>>>>

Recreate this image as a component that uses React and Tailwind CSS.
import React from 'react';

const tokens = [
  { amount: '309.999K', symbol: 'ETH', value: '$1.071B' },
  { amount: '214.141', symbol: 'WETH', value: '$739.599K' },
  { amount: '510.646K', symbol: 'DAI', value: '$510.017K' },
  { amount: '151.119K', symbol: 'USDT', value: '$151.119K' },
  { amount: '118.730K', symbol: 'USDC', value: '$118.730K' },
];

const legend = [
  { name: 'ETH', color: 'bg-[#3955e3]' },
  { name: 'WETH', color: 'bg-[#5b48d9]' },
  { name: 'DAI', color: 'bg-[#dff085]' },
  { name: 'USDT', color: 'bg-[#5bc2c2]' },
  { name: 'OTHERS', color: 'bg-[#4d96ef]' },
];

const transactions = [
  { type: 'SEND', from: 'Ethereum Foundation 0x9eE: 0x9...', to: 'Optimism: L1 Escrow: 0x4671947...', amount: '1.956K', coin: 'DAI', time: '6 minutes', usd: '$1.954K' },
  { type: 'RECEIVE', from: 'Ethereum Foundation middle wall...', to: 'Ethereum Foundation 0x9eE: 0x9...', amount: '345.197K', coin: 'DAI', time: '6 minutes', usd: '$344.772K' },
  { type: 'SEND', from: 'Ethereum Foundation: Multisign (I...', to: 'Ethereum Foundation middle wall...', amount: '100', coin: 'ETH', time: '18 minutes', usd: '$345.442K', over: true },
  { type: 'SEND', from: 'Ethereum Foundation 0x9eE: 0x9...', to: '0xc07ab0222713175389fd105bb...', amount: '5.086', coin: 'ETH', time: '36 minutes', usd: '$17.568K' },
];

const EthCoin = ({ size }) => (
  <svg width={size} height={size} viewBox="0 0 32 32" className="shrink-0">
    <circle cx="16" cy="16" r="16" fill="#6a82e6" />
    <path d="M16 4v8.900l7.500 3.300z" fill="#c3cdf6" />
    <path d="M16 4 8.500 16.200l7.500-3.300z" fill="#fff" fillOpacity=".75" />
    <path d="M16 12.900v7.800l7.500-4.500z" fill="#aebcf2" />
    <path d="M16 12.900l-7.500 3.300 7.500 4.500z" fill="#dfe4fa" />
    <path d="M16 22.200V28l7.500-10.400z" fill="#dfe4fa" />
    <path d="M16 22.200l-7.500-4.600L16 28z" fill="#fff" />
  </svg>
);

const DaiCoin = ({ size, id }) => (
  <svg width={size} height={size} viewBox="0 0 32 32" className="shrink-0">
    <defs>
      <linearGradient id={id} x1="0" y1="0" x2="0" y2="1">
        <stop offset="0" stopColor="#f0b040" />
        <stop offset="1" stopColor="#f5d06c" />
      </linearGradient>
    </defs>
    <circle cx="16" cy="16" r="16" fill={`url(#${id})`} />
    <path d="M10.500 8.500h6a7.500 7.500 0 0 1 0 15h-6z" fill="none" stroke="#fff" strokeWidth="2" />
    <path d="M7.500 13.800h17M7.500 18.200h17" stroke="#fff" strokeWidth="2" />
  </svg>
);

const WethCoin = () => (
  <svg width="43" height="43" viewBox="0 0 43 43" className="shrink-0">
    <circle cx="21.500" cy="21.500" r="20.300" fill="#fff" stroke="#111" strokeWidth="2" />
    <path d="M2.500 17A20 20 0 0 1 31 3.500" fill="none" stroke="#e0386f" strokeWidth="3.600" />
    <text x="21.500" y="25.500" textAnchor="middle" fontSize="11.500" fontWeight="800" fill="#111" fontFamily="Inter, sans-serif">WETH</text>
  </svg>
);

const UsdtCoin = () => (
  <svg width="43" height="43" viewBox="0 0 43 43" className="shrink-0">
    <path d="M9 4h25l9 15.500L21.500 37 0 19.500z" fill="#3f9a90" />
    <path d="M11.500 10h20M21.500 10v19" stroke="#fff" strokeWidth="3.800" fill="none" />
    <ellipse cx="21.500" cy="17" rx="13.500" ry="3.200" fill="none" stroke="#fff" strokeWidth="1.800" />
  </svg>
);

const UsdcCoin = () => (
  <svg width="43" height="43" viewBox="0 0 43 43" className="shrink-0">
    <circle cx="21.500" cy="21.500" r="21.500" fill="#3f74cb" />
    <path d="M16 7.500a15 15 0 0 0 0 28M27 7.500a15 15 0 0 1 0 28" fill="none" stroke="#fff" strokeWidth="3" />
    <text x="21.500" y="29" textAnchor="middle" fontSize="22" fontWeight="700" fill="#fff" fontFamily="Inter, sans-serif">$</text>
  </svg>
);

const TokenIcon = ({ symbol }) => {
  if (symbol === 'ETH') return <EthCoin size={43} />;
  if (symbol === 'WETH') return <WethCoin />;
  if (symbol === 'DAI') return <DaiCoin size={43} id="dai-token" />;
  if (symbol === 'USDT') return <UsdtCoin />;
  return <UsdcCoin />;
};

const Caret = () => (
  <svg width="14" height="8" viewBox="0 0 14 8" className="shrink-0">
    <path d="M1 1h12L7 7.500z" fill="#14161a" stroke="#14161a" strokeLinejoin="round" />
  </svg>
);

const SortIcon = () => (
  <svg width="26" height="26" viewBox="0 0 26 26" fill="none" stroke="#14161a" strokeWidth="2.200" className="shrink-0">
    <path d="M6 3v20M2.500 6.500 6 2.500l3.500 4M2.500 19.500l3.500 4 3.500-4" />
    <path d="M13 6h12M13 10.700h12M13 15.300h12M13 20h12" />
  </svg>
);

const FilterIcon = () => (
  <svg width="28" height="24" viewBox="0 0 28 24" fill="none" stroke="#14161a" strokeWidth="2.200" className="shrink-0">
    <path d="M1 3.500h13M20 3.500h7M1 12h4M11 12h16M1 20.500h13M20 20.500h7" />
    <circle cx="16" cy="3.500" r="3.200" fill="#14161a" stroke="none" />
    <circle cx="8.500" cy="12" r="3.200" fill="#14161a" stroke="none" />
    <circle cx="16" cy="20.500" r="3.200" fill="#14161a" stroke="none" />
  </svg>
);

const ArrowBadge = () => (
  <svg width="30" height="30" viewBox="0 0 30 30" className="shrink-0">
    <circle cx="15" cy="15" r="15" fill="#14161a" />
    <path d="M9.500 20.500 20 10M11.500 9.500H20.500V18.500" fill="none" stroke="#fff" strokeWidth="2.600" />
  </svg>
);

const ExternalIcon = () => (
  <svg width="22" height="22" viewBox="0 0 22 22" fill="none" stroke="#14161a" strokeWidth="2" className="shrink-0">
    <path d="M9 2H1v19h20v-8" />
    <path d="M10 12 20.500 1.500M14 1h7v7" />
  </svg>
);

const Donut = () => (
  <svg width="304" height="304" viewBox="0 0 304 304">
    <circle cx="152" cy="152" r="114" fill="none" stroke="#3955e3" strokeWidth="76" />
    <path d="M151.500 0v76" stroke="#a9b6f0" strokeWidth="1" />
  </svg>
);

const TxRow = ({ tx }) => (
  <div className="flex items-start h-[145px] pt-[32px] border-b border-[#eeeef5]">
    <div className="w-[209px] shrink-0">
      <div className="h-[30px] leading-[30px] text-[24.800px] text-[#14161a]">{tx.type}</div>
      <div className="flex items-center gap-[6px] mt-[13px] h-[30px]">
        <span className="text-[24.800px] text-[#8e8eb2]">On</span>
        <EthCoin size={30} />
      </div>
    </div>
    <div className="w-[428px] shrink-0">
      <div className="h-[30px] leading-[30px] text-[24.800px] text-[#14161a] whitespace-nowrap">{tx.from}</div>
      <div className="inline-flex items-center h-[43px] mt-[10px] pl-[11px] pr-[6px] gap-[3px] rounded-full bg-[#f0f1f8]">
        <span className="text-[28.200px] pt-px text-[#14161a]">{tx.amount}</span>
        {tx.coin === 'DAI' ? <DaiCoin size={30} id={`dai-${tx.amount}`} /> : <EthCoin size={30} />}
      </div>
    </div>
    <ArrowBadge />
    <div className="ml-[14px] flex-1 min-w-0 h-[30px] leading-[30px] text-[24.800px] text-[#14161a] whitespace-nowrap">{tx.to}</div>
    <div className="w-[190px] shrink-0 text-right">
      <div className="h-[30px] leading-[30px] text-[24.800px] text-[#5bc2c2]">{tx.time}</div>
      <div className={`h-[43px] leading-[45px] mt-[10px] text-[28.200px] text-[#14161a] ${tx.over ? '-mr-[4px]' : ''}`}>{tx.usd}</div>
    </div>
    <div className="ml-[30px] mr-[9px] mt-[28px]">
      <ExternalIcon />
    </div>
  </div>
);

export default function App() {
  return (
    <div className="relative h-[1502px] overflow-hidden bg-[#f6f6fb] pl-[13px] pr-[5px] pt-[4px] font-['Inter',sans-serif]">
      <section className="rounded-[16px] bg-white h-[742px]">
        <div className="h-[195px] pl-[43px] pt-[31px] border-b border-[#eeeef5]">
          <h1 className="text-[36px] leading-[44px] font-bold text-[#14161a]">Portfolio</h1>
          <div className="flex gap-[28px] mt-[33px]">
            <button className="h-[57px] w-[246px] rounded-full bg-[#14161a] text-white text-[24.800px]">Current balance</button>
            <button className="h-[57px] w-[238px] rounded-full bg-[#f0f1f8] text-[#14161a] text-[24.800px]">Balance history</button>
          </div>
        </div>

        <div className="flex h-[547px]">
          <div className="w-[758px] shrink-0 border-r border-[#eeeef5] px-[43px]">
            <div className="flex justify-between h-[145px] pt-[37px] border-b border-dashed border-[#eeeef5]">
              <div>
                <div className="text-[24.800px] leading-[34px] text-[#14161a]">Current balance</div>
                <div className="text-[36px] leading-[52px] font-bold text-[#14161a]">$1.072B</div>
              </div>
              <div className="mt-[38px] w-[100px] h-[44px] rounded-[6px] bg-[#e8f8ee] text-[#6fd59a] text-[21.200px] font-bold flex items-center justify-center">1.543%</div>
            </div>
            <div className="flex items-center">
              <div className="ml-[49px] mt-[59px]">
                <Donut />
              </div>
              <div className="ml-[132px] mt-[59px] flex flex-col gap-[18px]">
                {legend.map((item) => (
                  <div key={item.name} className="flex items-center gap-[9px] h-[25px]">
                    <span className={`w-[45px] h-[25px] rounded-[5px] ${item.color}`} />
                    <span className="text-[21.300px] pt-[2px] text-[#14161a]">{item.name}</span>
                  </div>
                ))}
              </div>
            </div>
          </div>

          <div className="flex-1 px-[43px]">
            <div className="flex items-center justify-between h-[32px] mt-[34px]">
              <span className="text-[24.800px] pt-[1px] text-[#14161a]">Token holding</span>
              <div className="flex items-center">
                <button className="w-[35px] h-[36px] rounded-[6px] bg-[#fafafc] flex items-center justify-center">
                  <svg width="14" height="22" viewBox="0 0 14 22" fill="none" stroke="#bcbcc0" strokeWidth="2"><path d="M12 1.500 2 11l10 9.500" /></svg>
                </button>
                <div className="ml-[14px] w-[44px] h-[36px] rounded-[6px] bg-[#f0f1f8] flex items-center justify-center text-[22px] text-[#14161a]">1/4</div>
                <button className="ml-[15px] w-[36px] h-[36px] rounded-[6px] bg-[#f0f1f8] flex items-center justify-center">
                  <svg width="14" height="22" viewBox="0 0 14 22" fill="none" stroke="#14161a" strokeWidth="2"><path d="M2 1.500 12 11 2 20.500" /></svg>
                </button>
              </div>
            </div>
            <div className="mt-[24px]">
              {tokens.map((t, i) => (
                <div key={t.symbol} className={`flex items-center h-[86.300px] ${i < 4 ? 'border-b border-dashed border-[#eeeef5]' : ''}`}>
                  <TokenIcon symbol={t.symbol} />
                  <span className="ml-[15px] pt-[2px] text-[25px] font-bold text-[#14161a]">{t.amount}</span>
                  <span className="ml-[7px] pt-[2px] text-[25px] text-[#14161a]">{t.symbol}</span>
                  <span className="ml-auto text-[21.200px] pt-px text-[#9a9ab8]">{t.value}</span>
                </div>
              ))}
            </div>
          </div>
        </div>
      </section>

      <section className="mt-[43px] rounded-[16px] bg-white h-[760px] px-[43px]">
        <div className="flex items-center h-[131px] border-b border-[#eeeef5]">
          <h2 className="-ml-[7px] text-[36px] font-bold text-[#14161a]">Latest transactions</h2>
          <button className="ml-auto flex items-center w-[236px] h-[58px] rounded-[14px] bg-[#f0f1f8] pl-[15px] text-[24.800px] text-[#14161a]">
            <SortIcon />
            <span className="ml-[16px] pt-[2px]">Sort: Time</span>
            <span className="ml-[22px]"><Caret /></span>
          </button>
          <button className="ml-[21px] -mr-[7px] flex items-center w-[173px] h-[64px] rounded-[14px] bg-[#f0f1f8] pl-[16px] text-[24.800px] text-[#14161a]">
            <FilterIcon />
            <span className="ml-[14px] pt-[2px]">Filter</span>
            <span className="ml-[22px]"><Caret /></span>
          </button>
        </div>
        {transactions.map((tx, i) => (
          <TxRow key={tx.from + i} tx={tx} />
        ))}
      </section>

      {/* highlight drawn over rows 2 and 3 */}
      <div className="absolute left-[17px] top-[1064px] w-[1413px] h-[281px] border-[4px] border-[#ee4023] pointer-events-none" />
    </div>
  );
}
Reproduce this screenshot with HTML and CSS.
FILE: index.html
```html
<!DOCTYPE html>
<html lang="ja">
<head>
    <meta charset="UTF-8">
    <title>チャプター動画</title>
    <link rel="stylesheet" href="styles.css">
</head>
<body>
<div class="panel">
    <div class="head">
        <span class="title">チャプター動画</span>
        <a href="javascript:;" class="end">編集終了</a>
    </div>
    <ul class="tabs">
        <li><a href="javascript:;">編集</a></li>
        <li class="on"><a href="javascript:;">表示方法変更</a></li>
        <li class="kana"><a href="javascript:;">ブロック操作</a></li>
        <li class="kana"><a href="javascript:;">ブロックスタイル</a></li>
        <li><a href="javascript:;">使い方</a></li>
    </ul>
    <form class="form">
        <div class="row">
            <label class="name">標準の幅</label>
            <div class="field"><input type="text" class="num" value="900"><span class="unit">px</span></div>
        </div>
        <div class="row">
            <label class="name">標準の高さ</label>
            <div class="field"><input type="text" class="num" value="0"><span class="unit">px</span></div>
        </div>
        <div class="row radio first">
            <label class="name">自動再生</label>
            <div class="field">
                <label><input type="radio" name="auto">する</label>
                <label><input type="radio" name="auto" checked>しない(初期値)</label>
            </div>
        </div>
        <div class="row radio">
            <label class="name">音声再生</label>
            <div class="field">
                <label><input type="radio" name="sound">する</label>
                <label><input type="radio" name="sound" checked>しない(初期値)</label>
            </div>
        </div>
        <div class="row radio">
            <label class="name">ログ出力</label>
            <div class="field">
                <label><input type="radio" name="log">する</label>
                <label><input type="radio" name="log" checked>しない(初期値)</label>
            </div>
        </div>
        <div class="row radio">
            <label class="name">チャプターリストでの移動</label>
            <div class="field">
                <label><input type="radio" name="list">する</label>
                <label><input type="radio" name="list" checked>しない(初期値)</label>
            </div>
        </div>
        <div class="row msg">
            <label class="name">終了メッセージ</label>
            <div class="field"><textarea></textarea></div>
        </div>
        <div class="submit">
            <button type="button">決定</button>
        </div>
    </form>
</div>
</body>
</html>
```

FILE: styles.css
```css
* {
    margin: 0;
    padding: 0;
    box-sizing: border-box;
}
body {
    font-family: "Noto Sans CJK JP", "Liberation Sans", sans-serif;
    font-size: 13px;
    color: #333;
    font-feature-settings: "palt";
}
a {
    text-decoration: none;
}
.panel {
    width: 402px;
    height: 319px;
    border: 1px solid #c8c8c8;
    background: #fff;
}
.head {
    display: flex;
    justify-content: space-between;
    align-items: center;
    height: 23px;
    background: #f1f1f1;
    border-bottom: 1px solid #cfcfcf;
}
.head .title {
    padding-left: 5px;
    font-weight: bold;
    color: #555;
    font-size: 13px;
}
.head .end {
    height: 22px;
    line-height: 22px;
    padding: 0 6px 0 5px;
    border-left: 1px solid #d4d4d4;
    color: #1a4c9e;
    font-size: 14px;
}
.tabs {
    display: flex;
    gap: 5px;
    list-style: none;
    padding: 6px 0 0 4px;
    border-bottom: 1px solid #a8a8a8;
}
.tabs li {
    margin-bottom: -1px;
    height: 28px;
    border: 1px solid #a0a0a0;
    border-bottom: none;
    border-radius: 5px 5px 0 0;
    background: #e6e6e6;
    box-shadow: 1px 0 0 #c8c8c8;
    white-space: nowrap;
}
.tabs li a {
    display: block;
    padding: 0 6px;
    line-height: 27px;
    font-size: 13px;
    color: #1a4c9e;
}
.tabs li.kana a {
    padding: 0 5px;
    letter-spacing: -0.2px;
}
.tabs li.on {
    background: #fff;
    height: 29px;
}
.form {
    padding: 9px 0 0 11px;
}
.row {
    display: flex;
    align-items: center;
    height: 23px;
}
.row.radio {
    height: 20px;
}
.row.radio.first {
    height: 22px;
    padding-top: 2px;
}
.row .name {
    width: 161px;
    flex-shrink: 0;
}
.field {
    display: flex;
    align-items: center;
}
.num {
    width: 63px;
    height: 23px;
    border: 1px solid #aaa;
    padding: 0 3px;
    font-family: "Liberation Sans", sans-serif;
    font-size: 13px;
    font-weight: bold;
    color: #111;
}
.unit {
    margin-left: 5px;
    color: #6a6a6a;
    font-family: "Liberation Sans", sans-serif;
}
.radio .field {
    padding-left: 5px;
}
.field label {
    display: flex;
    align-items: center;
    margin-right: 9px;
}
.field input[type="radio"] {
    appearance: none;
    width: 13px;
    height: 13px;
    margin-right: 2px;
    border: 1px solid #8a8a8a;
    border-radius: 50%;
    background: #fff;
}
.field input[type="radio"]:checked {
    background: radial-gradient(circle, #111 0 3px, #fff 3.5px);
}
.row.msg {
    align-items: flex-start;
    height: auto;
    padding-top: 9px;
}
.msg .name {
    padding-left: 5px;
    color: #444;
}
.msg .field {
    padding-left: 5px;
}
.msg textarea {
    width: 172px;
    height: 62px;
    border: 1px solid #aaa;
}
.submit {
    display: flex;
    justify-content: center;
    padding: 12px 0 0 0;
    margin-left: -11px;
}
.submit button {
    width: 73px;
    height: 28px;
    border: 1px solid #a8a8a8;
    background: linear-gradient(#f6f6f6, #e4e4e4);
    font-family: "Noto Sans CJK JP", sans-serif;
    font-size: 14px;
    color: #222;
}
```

<<<<

* Instructions to follow:
Go through the listing above and return every line where the word "React" occurs.

* Task solution:
Recreate this image as a component that uses React and Tailwind CSS.
import React from 'react';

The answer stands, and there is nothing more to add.